Aber noch weiß ich nicht, was für eine Seele mich aus den Augen meines Babys an seinem Geburtstag anblicken wird, wenn unsere körperliche Einheit endet. Vielleicht ist das das Verrückte und Besondere an dieser Zeit: körperlich werde ich meinem Kind nie wieder näher sein als jetzt, eine größere Nähe als unsere körperliche Symbiose jetzt während der Schwangerschaft gibt es nicht und dennoch sind wir uns andererseits noch ganz schön unbekannt, die federleichten Tritte und abendlichen Umdrehungen des Babys sind unsere erste Kontaktaufnahme, eine zaghafte Begegnung vor der Begegnung.
Mit dieser besonderen und wunderschönen Verletzlichkeit einher ging dann schnell das Bedürfnis, die Türen zur Außenwelt mal öfter geschlossen zu lassen. Es passiert hinter diesen geschlossenen Türen, dass ich unbeobachtet, still und für mich allmählich zur Mutter werde. In diesen kleinen privaten Momenten, in denen ich dem Baby nachspüren kann, den stillen Gedanken in mir, die seine ersten Turnübungen begleiten.

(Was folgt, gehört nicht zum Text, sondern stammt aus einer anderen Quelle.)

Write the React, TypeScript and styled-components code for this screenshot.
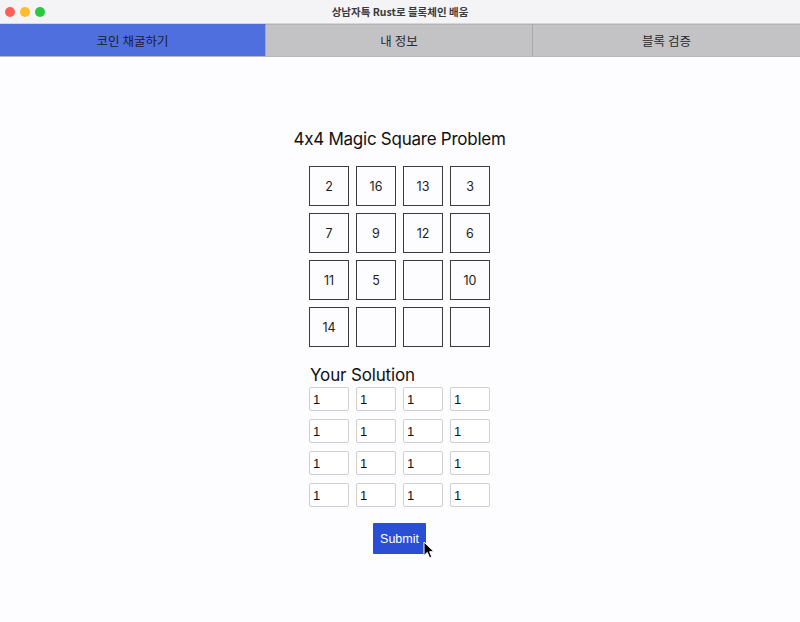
import React, { useState } from 'react'
import styled, { createGlobalStyle } from 'styled-components'

const GlobalStyle = createGlobalStyle`
  html, body {
    margin: 0;
    padding: 0;
    background: #fdfcfe;
  }
`

const problem: (number | null)[] = [
  2, 16, 13, 3,
  7, 9, 12, 6,
  11, 5, null, 10,
  14, null, null, null,
]

const tabs = ['코인 채굴하기', '내 정보', '블록 검증']

const App: React.FC = () => {
  const [activeTab, setActiveTab] = useState<number>(0)
  const [solution, setSolution] = useState<string[]>(Array(16).fill('1'))

  const changeCell = (index: number, value: string) => {
    const next = [...solution]
    next[index] = value
    setSolution(next)
  }

  return <Window>
    <GlobalStyle />
    <TitleBar>
      <Lights>
        <Light color="#fe5f57" />
        <Light color="#febc2e" />
        <Light color="#28c840" />
      </Lights>
      <Title>상남자특 Rust로 블록체인 배움</Title>
    </TitleBar>
    <TabBar>
      {tabs.map((t, i) => <Tab key={i} active={i === activeTab} onClick={() => setActiveTab(i)}>{t}</Tab>)}
    </TabBar>
    <Content>
      <Heading>4x4 Magic Square Problem</Heading>
      <ProblemGrid>
        {problem.map((n, i) => <Cell key={i}>{n ?? ''}</Cell>)}
      </ProblemGrid>
      <SolutionBlock>
        <SubHeading>Your Solution</SubHeading>
        <SolutionGrid>
          {solution.map((v, i) => <CellInput key={i} value={v} onChange={(e) => changeCell(i, e.target.value)} />)}
        </SolutionGrid>
      </SolutionBlock>
      <SubmitWrap>
        <SubmitButton>Submit</SubmitButton>
        <Cursor width="12" height="18" viewBox="0 0 12 18">
          <path d="M1 1 L1 14.5 L4.3 11.4 L6.6 16.8 L8.8 15.9 L6.6 10.7 L11 10.7 Z" fill="#000" stroke="#fff" strokeWidth="1" strokeLinejoin="round" />
        </Cursor>
      </SubmitWrap>
    </Content>
  </Window>
}

const Window = styled.div`
  width: 800px;
  height: 622px;
  display: flex;
  flex-direction: column;
  background: #fdfcfe;
  overflow: hidden;
`

const TitleBar = styled.div`
  height: 23px;
  flex: none;
  position: relative;
  display: flex;
  align-items: center;
  justify-content: center;
  background: #f4f3f5;
  border-bottom: 1px solid #d6d5d8;
`

const Lights = styled.div`
  position: absolute;
  left: 5px;
  top: 7px;
  display: flex;
  gap: 5px;
`

const Light = styled.span<{ color: string }>`
  width: 10px;
  height: 10px;
  border-radius: 50%;
  background: ${p => p.color};
`

const Title = styled.div`
  font-family: "Noto Sans CJK KR", "Liberation Sans", sans-serif;
  font-size: 10.5px;
  font-weight: 700;
  color: #3a3a3c;
`

const TabBar = styled.div`
  height: 32px;
  flex: none;
  display: grid;
  grid-template-columns: 266px 267px 1fr;
  border-bottom: 1px solid #b9b8bb;
`

const Tab = styled.div<{ active: boolean }>`
  display: flex;
  align-items: center;
  justify-content: center;
  font-family: "Noto Sans CJK KR", "Liberation Sans", sans-serif;
  font-size: 12.5px;
  color: ${p => p.active ? '#1b1d2e' : '#2a2a2c'};
  background: ${p => p.active ? '#4e6fdd' : '#c3c2c5'};
  border-right: 1px solid #a9a8ab;
  border-top: 1px solid ${p => p.active ? '#4e6fdd' : '#b3b2b5'};
  cursor: pointer;
  &:last-child {
    border-right: none;
  }
`

const Content = styled.div`
  flex: 1;
  display: flex;
  flex-direction: column;
  align-items: center;
  padding-top: 71px;
  padding-right: 1px;
  font-family: Inter, "Liberation Sans", sans-serif;
`

const Heading = styled.h2`
  margin: 0;
  font-size: 17px;
  line-height: 22px;
  font-weight: 400;
  color: #111;
  letter-spacing: -0.25px;
`

const ProblemGrid = styled.div`
  margin-top: 16px;
  display: grid;
  grid-template-columns: repeat(4, 40px);
  grid-auto-rows: 40px;
  gap: 7px;
`

const Cell = styled.div`
  display: flex;
  align-items: center;
  justify-content: center;
  border: 1px solid #3c3c3c;
  font-size: 12.5px;
  color: #1c1c1c;
`

const SolutionBlock = styled.div`
  margin-top: 18px;
  display: flex;
  flex-direction: column;
`

const SubHeading = styled.h3`
  margin: 0 0 2px 1px;
  font-size: 17px;
  line-height: 20px;
  font-weight: 400;
  color: #111;
  letter-spacing: -0.15px;
`

const SolutionGrid = styled.div`
  display: grid;
  grid-template-columns: repeat(4, 40px);
  grid-auto-rows: 24px;
  column-gap: 7px;
  row-gap: 8px;
`

const CellInput = styled.input`
  box-sizing: border-box;
  width: 40px;
  height: 24px;
  padding: 0 3px;
  border: 1px solid #d0cfd2;
  border-radius: 2px;
  background: #fff;
  font-family: "Liberation Sans", Arial, sans-serif;
  font-size: 13px;
  color: #111;
  outline: none;
`

const SubmitWrap = styled.div`
  margin-top: 16px;
  position: relative;
`

const SubmitButton = styled.button`
  width: 53px;
  height: 31px;
  border: none;
  border-radius: 1px;
  background: #2a4fd5;
  color: #fff;
  font-family: "Liberation Sans", Arial, sans-serif;
  font-size: 12.5px;
  padding: 0;
  cursor: pointer;
`

const Cursor = styled.svg`
  position: absolute;
  left: 50px;
  top: 18px;
  pointer-events: none;
`

export default App
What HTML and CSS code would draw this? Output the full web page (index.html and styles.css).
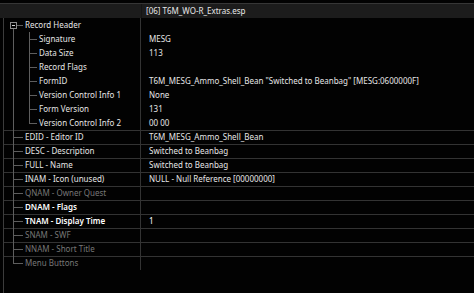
FILE: index.html
```html
<!DOCTYPE html>
<html>
<head>
<meta charset="utf-8">
<link rel="stylesheet" href="styles.css">
</head>
<body>
<div class="header">
  <div class="hcell hleft"></div>
  <div class="hcell hright">[06] T6M_WO-R_Extras.esp</div>
</div>
<div class="tree">
  <div class="row">
    <div class="lc">
      <svg class="g" width="19" height="14" viewBox="0 0 19 14">
        <rect x="6.5" y="4.5" width="6" height="6" fill="none" stroke="#8a8a8a"/>
        <line x1="8" y1="7.5" x2="11" y2="7.5" stroke="#d0d0d0"/>
        <line x1="13" y1="7.5" x2="19" y2="7.5" stroke="#5e5e5e"/>
        <line x1="9.5" y1="11" x2="9.5" y2="14" stroke="#5e5e5e"/>
      </svg>
      <span class="lbl">Record Header</span>
    </div>
    <div class="rc"></div>
  </div>
  <div class="row"><div class="lc"><span class="g pipe"></span><span class="g2 tee"></span><span class="lbl">Signature</span></div><div class="rc">MESG</div></div>
  <div class="row"><div class="lc"><span class="g pipe"></span><span class="g2 tee"></span><span class="lbl">Data Size</span></div><div class="rc">113</div></div>
  <div class="row"><div class="lc"><span class="g pipe"></span><span class="g2 tee"></span><span class="lbl">Record Flags</span></div><div class="rc"></div></div>
  <div class="row"><div class="lc"><span class="g pipe"></span><span class="g2 tee"></span><span class="lbl">FormID</span></div><div class="rc">T6M_MESG_Ammo_Shell_Bean "Switched to Beanbag" [MESG:0600000F]</div></div>
  <div class="row"><div class="lc"><span class="g pipe"></span><span class="g2 tee"></span><span class="lbl">Version Control Info 1</span></div><div class="rc">None</div></div>
  <div class="row"><div class="lc"><span class="g pipe"></span><span class="g2 tee"></span><span class="lbl">Form Version</span></div><div class="rc">131</div></div>
  <div class="row"><div class="lc"><span class="g pipe"></span><span class="g2 ell"></span><span class="lbl">Version Control Info 2</span></div><div class="rc">00 00</div></div>
  <div class="row sep"><div class="lc"><span class="g tee"></span><span class="lbl">EDID - Editor ID</span></div><div class="rc">T6M_MESG_Ammo_Shell_Bean</div></div>
  <div class="row sep"><div class="lc"><span class="g tee"></span><span class="lbl">DESC - Description</span></div><div class="rc">Switched to Beanbag</div></div>
  <div class="row sep"><div class="lc"><span class="g tee"></span><span class="lbl">FULL - Name</span></div><div class="rc">Switched to Beanbag</div></div>
  <div class="row sep"><div class="lc"><span class="g tee"></span><span class="lbl">INAM - Icon (unused)</span></div><div class="rc">NULL - Null Reference [00000000]</div></div>
  <div class="row sep dim"><div class="lc"><span class="g tee"></span><span class="lbl">QNAM - Owner Quest</span></div><div class="rc"></div></div>
  <div class="row sep bold"><div class="lc"><span class="g tee"></span><span class="lbl">DNAM - Flags</span></div><div class="rc"></div></div>
  <div class="row sep bold"><div class="lc"><span class="g tee"></span><span class="lbl">TNAM - Display Time</span></div><div class="rc">1</div></div>
  <div class="row sep dim"><div class="lc"><span class="g tee"></span><span class="lbl">SNAM - SWF</span></div><div class="rc"></div></div>
  <div class="row sep dim"><div class="lc"><span class="g tee"></span><span class="lbl">NNAM - Short Title</span></div><div class="rc"></div></div>
  <div class="row sep dim"><div class="lc"><span class="g ell"></span><span class="lbl">Menu Buttons</span></div><div class="rc"></div></div>
</div>
</body>
</html>
```
FILE: styles.css
```css
:root {
  --ln: #5e5e5e;
}
html, body {
  margin: 0;
  padding: 0;
  background: #020202;
  height: 293px;
  overflow: hidden;
}
body {
  font-family: "Noto Sans", "Open Sans", sans-serif;
  font-size: 8px;
  color: #e6e6e6;
}
.header {
  margin-top: 3px;
  height: 15px;
  box-sizing: border-box;
  border-top: 1px solid #363636;
  background: #1c1c1c;
  display: grid;
  grid-template-columns: 142px 1fr;
}
.hcell {
  line-height: 14px;
}
.hleft {
  border-right: 1px solid #141414;
}
.hright {
  padding-left: 4px;
  color: #e8e8e8;
}
.tree {
  margin-left: 3px;
  border-left: 1px solid #3c3c3c;
  height: 275px;
}
.row {
  display: grid;
  grid-template-columns: 137px 1fr;
  height: 14px;
  line-height: 14px;
}
.row.sep {
  box-shadow: inset 0 1px 0 #333333;
}
.lc {
  display: flex;
  align-items: stretch;
  border-right: 1px solid #333333;
  white-space: nowrap;
  overflow: hidden;
}
.rc {
  padding-left: 8px;
  white-space: nowrap;
  overflow: hidden;
}
.g {
  display: block;
  flex: none;
  width: 19px;
  height: 14px;
}
.g2 {
  display: block;
  flex: none;
  width: 14px;
  height: 14px;
}
.g.pipe {
  background: linear-gradient(var(--ln), var(--ln)) 9px 0 / 1px 100% no-repeat;
}
.g.tee {
  background:
    linear-gradient(var(--ln), var(--ln)) 9px 0 / 1px 100% no-repeat,
    linear-gradient(var(--ln), var(--ln)) 9px 7px / 10px 1px no-repeat;
}
.g.ell {
  background:
    linear-gradient(var(--ln), var(--ln)) 9px 0 / 1px 8px no-repeat,
    linear-gradient(var(--ln), var(--ln)) 9px 7px / 10px 1px no-repeat;
}
.g2.tee {
  background:
    linear-gradient(var(--ln), var(--ln)) 6px 0 / 1px 100% no-repeat,
    linear-gradient(var(--ln), var(--ln)) 6px 7px / 8px 1px no-repeat;
}
.g2.ell {
  background:
    linear-gradient(var(--ln), var(--ln)) 6px 0 / 1px 8px no-repeat,
    linear-gradient(var(--ln), var(--ln)) 6px 7px / 8px 1px no-repeat;
}
.lbl {
  padding-left: 2px;
}
.dim {
  color: #777777;
}
.bold {
  font-weight: 600;
  color: #ffffff;
}
.bold .rc {
  font-weight: 400;
}
```
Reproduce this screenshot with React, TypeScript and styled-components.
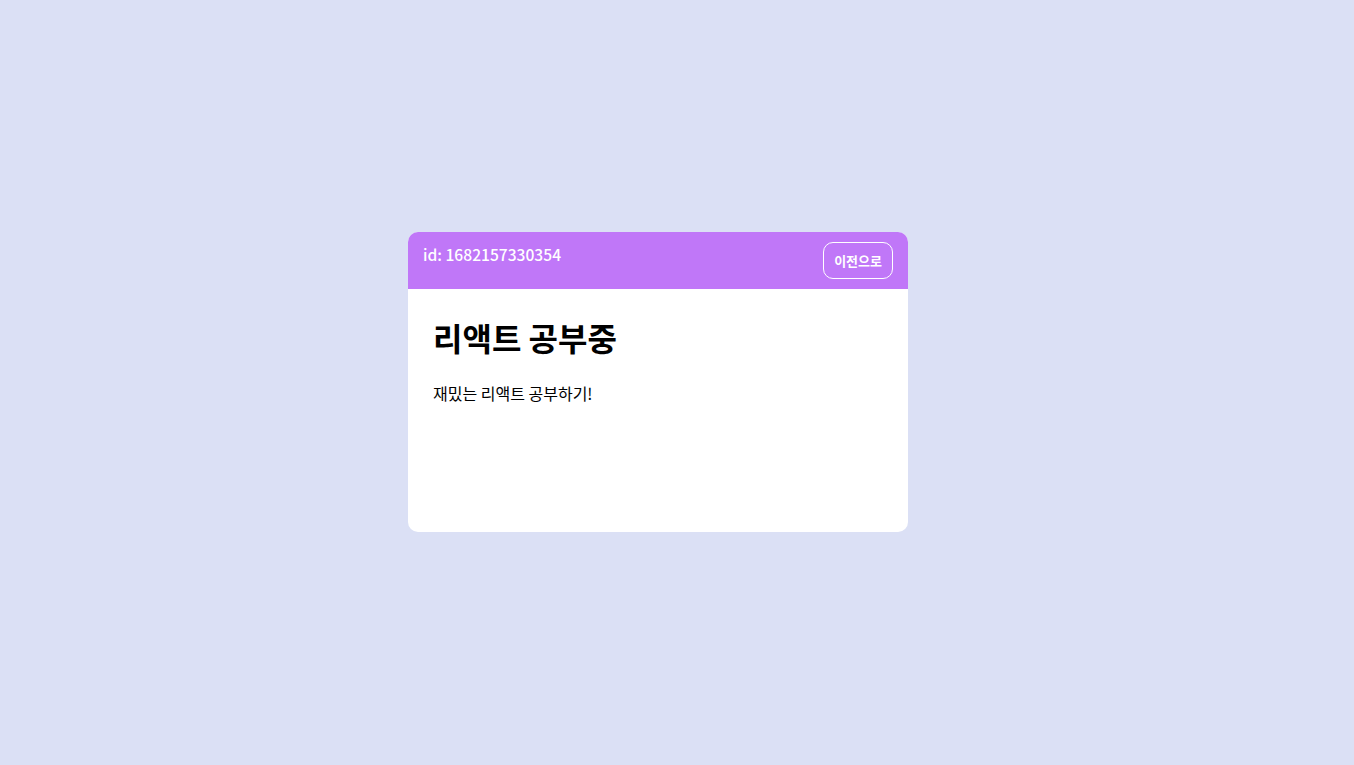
import styled, { createGlobalStyle } from 'styled-components';

const GlobalStyle = createGlobalStyle`
  html, body {
    margin: 0;
    padding: 0;
    background: #dbe0f5;
    font-family: "Noto Sans CJK KR", "Noto Sans", sans-serif;
  }
`;

const Page = styled.div`
  min-height: 100vh;
  display: flex;
  align-items: center;
  justify-content: center;
  padding: 0 38px 1px 0;
  box-sizing: border-box;
`;

const Card = styled.div`
  width: 500px;
  height: 300px;
  background: #fff;
  border-radius: 10px;
  overflow: hidden;
  display: flex;
  flex-direction: column;
`;

const Header = styled.div`
  display: flex;
  justify-content: space-between;
  align-items: flex-start;
  padding: 10px 15px;
  background: #c077f8;
  color: #fff;
  font-size: 15.6px;
  line-height: 25px;
  font-weight: 500;
`;

const BackButton = styled.button`
  height: 37px;
  padding: 0 10px;
  border: 1px solid #fff;
  border-radius: 10px;
  background: transparent;
  color: #fff;
  font-family: inherit;
  font-size: 13px;
  font-weight: 700;
  cursor: pointer;
`;

const Body = styled.div`
  padding: 25px;
`;

const Title = styled.h1`
  margin: 0;
  font-size: 32px;
  font-weight: 700;
  color: #000;
`;

const Content = styled.p`
  margin: 21px 0 0;
  font-size: 16px;
  color: #000;
`;

const App = (): JSX.Element => {
  return (
    <>
      <GlobalStyle />
      <Page>
        <Card>
          <Header>
            <span>id: 1682157330354</span>
            <BackButton>이전으로</BackButton>
          </Header>
          <Body>
            <Title>리액트 공부중</Title>
            <Content>재밌는 리액트 공부하기!</Content>
          </Body>
        </Card>
      </Page>
    </>
  );
};

export default App;
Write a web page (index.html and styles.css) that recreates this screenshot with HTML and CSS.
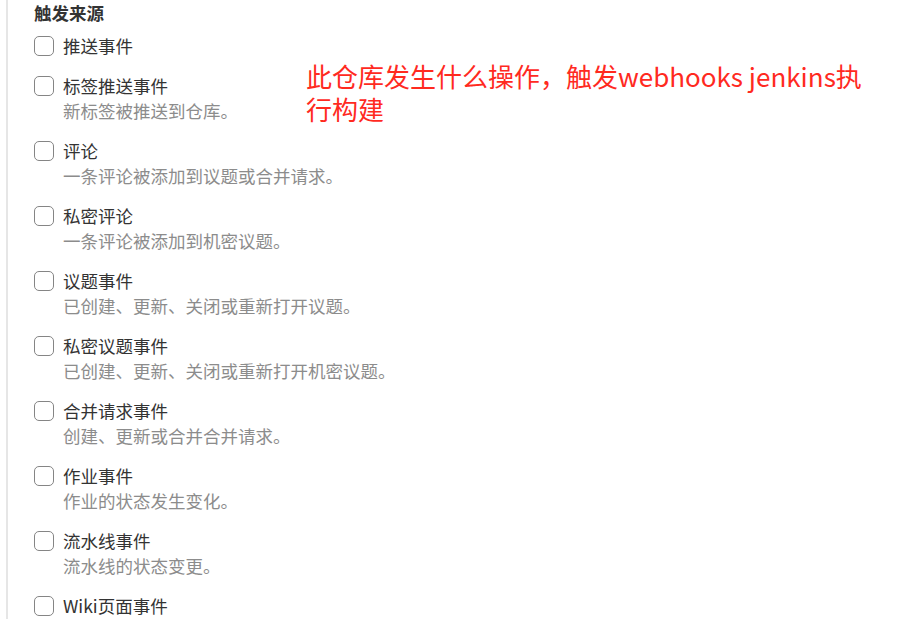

Nicht in den Gesprächen über meine Schwangerschaft und das Baby, nicht, wenn ich mit meiner Patin eine Wickelauflage kaufen gehe, mich entscheide, wo ich mein Kind zur Welt bringen will, werde ich plötzlich zur Mutter. Das alles gehört sicher zu meinen neuen Aufgaben und ist Teil der Mutterrolle, aber zuallererst und ursprünglich bin ich Mutter in der Beziehung zu meinem Kind.
Und diese Beziehung wächst und entsteht in der Stille dieser Momente, die einfach uns alleine gehören, in der ich geschützt und ungestört genug bin, um das Besondere dieser Zeit, all die winzigen Veränderungen, diese neue Verletzlichkeit in ihrer Tiefe zu erfahren.